Setting Aside a Default Judgement

default judgement

What is a default judgement?

Default judgement occurs when the Court makes a judgement against the defendant without having a hearing in Court because the defendant did not file a defence to the statement of claim.

On what basis can a default judgement be set aside?

Rule 36.16(2) of the Uniform Civil Procedure Rules 2005 (NSW) provides that a Court may set aside or vary a judgment or order after it has been entered if it is a default judgment.

In Adams v Kennick Trading (International) Ltd (1986) 4 NSWLR 503, Hope JA stated that in order for a default judgment to be set aside the Court must be satisfied, by looking at the whole of the relevant circumstances, whether or not sufficient cause has been shown. The most important matters the Court will consider is whether the defendant can successfully defend the original claim and whether there is a reasonable explanation for the defendant’s default.

A reasonable explanation for not lodging a defence may be that the defendant was in the hospital at the time and unable to attend to the requirements of a defence. With regard to defending the original claim, the defendant must provide evidence that indicates that there are prospects of success.

The Court’s jurisdiction to set aside judgments also extends to circumstances where there has not been proper service or notice to a party: Taylor v Taylor (1979) 143 CLR 1. For example, through no fault of the defendant, the service of a statement of claim might be made to an incorrect address or person.

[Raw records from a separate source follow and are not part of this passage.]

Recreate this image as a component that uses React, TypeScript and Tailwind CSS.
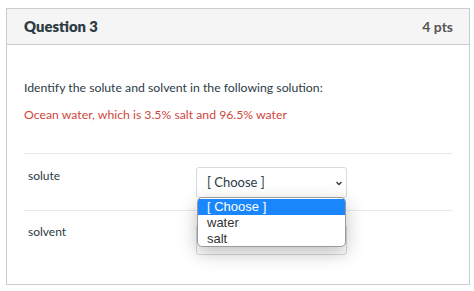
import React from "react";

export default function App() {
  return (
    <div className="w-[474px] h-[291px] bg-white pt-[8px] pl-[6px]" style={{ fontFamily: "Lato, 'Liberation Sans', sans-serif" }}>
      <div className="w-[464px] h-[277px] border border-[#c7cdd1] flex flex-col">
        <div className="h-[36px] bg-[#f5f5f5] border-b border-[#c7cdd1] flex items-center justify-between pl-[17px] pr-[16px]">
          <span className="text-[14.8px] font-extrabold text-[#2d3b45]">Question 3</span>
          <span className="text-[14px] font-bold text-[#555]">4 pts</span>
        </div>
        <div className="px-[17px] pt-[34px] flex flex-col">
          <p className="text-[12.25px] text-[#2d3b45] leading-[17px]">Identify the solute and solvent in the following solution:</p>
          <p className="text-[12.25px] text-[#d0463d] leading-[17px] mt-[10px]">Ocean water, which is 3.5% salt and 96.5% water</p>
          <div className="mt-[30px] border-t border-[#e6e8ea]">
            <div className="h-[57px] flex border-b border-[#e6e8ea]">
              <div className="w-[172px] pl-[4px] pt-[13px] text-[12px] text-[#2d3b45]">solute</div>
              <div className="pt-[13px] relative">
                <div className="w-[151px] h-[31px] border border-[#d7dadd] rounded-[3px] flex items-center justify-between pl-[10px] pr-[2px] text-[13px] text-[#2d3b45] bg-white">
                  <span>[ Choose ]</span>
                  <svg width="10" height="10" viewBox="0 0 10 10"><path d="M2.5 4 L5 6.5 L7.5 4" fill="none" stroke="#333" strokeWidth="1.3" /></svg>
                </div>
              </div>
            </div>
            <div className="h-[56px] flex">
              <div className="w-[172px] pl-[4px] pt-[12px] text-[12px] text-[#2d3b45]">solvent</div>
              <div className="pt-[13px] relative">
                <div className="w-[151px] h-[31px] border border-[#d7dadd] rounded-[3px] bg-white"></div>
                <div className="absolute left-[1px] top-[-14px] w-[149px] h-[50px] bg-white border border-[#9a9a9a] rounded-[5px] shadow-[0_6px_18px_rgba(0,0,0,0.25)] overflow-hidden flex flex-col py-[1px]" style={{ fontFamily: "'Liberation Sans', Arial, sans-serif" }}>
                  <div className="h-[16px] bg-[#1a86fb] text-white text-[13px] leading-[16px] pl-[9px]">[ Choose ]</div>
                  <div className="h-[16px] text-[#333] text-[13px] leading-[16px] pl-[9px]">water</div>
                  <div className="h-[16px] text-[#333] text-[13px] leading-[16px] pl-[9px]">salt</div>
                </div>
              </div>
            </div>
          </div>
        </div>
      </div>
    </div>
  );
}
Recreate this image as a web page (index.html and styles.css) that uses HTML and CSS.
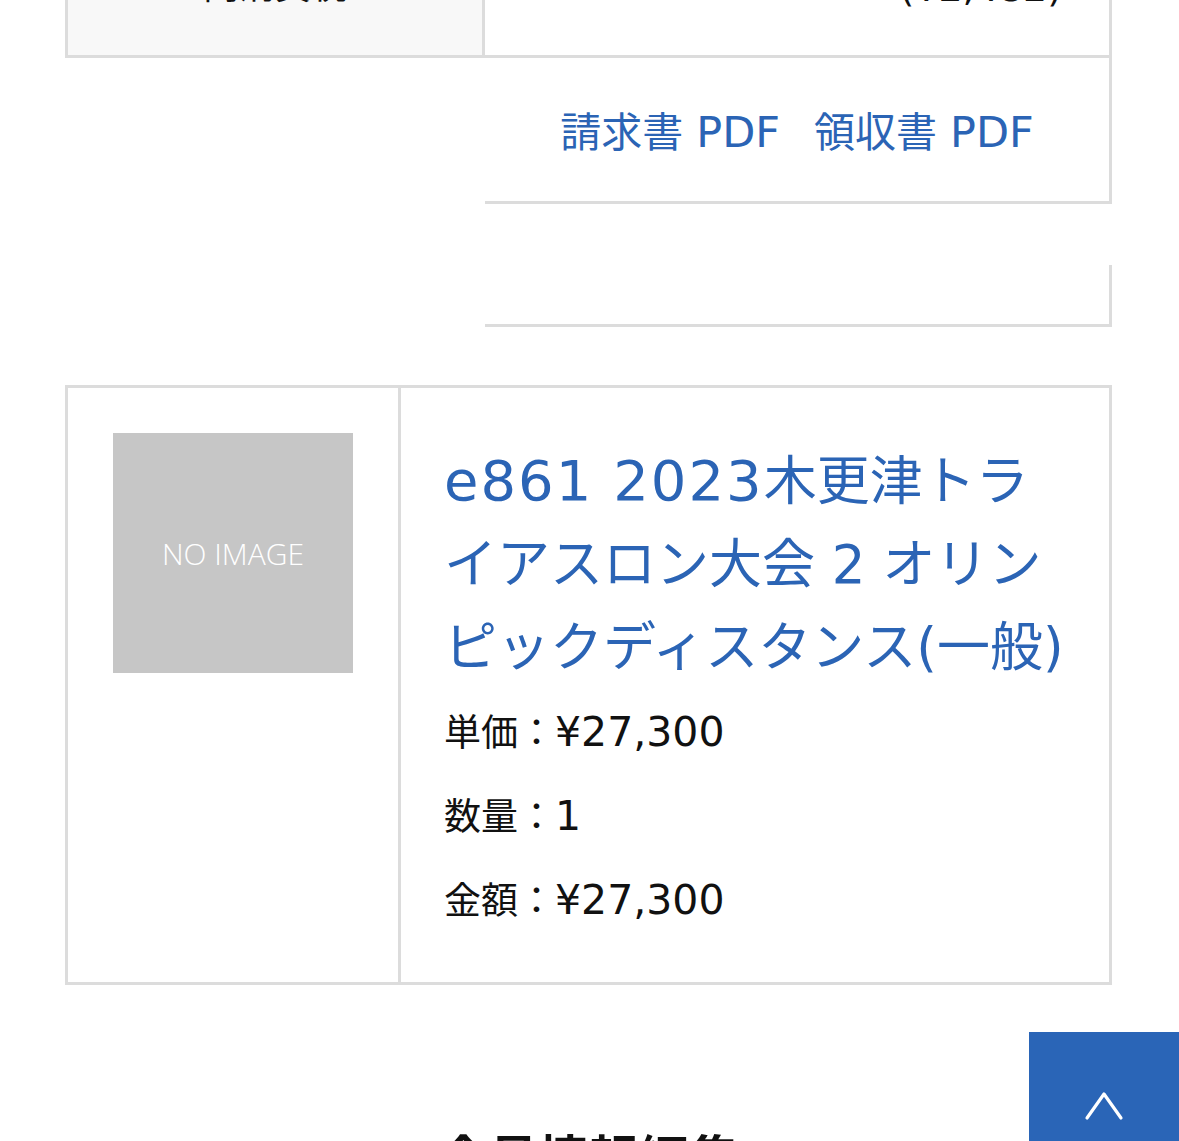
FILE: index.html
```html
<!DOCTYPE html>
<html lang="ja">
<head>
<meta charset="utf-8">
<title>注文履歴詳細</title>
<link rel="stylesheet" href="styles.css">
</head>
<body>
<main class="page">
  <div class="tax-row">
    <div class="tax-label">内消費税</div>
    <div class="tax-value">(¥2,482)</div>
  </div>
  <div class="doc-row">
    <div class="doc-links">
      <a class="doc-link" href="#">請求書 <span class="doc-type">PDF</span></a>
      <a class="doc-link" href="#">領収書 <span class="doc-type">PDF</span></a>
    </div>
  </div>
  <div class="blank-row"></div>
  <section class="item">
    <div class="item-thumb">
      <div class="noimage">NO IMAGE</div>
    </div>
    <div class="item-body">
      <h3 class="item-title"><a href="#"><span class="title-code">e861 2023</span>木更津トライアスロン大会 2 オリンピックディスタンス(一般)</a></h3>
      <p class="item-line">単価：<span class="item-value">¥27,300</span></p>
      <p class="item-line">数量：<span class="item-value">1</span></p>
      <p class="item-line">金額：<span class="item-value">¥27,300</span></p>
    </div>
  </section>
  <h2 class="section-title">会員情報編集</h2>
</main>
<a class="pagetop" href="#" aria-label="ページトップへ">
  <svg class="pagetop-icon" width="150" height="150" viewBox="0 0 150 150">
    <polyline points="58,86 75,62 92,86" fill="none" stroke="#ffffff" stroke-width="3.2" stroke-linecap="round" stroke-linejoin="round"/>
  </svg>
</a>
</body>
</html>
```

FILE: styles.css
```css
html, body {
  margin: 0;
  padding: 0;
  overflow: hidden;
  background: #ffffff;
}

body {
  font-family: "DejaVu Sans", "Noto Sans CJK JP", sans-serif;
  color: #111111;
}

*, *::before, *::after {
  box-sizing: border-box;
}

.page {
  margin: 0 67px 0 65px;
}

/* tax row (scrolled partly out of view) */
.tax-row {
  margin-top: -73px;
  display: grid;
  grid-template-columns: 417px 1fr;
  border: 3px solid #dcdcdc;
  height: 131px;
}

.tax-label {
  background: #f8f8f8;
  border-right: 3px solid #dcdcdc;
  font-size: 36px;
  line-height: 54px;
  padding-top: 30px;
  text-align: center;
}

.tax-value {
  font-size: 38px;
  line-height: 54px;
  padding-top: 31px;
  padding-right: 47px;
  text-align: right;
}

/* document links row */
.doc-row {
  margin-left: 420px;
  border-right: 3px solid #dcdcdc;
  border-bottom: 3px solid #dcdcdc;
  height: 146px;
  display: flex;
  align-items: center;
  justify-content: center;
  padding-top: 6px;
}

.doc-links {
  display: flex;
  gap: 34px;
}

.doc-link {
  font-size: 41px;
  line-height: 60px;
  color: #2b64b5;
  text-decoration: none;
}

.doc-type {
  font-size: 43px;
  line-height: 1;
}

.blank-row {
  margin-left: 420px;
  margin-top: 61px;
  border-right: 3px solid #dcdcdc;
  border-bottom: 3px solid #dcdcdc;
  height: 62px;
}

/* item card */
.item {
  margin-top: 58px;
  border: 3px solid #dcdcdc;
  display: grid;
  grid-template-columns: 330px 1fr;
}

.item-thumb {
  padding-top: 45px;
  display: flex;
  justify-content: center;
  align-items: flex-start;
}

.noimage {
  width: 240px;
  height: 240px;
  background: #c6c6c6;
  color: #ffffff;
  font-family: "Open Sans", "Noto Sans", sans-serif;
  font-weight: 300;
  font-size: 30px;
  display: flex;
  align-items: center;
  justify-content: center;
}

.item-body {
  border-left: 3px solid #dcdcdc;
  padding: 52px 36px 53px 43px;
}

.item-title {
  margin: 0;
  font-size: 53px;
  line-height: 83px;
  font-weight: normal;
}

.item-title a {
  color: #2b64b5;
  text-decoration: none;
}

.title-code {
  font-size: 56px;
  letter-spacing: 2px;
  line-height: 1;
}

.item-line {
  margin: 30px 0 0;
  font-size: 37px;
  line-height: 54px;
  color: #111111;
}

.item-title + .item-line {
  margin-top: 18px;
}

.item-value {
  font-size: 41px;
  line-height: 1;
}

.section-title {
  margin: 138px 0 0;
  text-align: center;
  font-size: 50px;
  line-height: 75px;
  font-weight: bold;
  color: #111111;
}

/* back to top button */
.pagetop {
  position: fixed;
  right: 0;
  top: 1032px;
  width: 150px;
  height: 150px;
  background: #2a65b7;
  display: block;
}

.pagetop-icon {
  display: block;
}
```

In Cameron Bankrupt v Cole Petitioning Creditor (1944) 68 CLR 571 Rich J noted that it is ‘a fundamental principle of natural justice, applicable to all courts whether superior or inferior, that a person against whom a claim or charge is made must be given a reasonable opportunity of appearing and presenting his case.’

When should an application be made to set aside or vary a default judgment?

An application to have a judgment set aside under this rule should be filed within 12 months after the date on which the judgement was given. However, an application may also be accepted after the 12 months have expired if the defendant did not acquire knowledge of the judgement and if the Court considers it reasonable in the circumstances.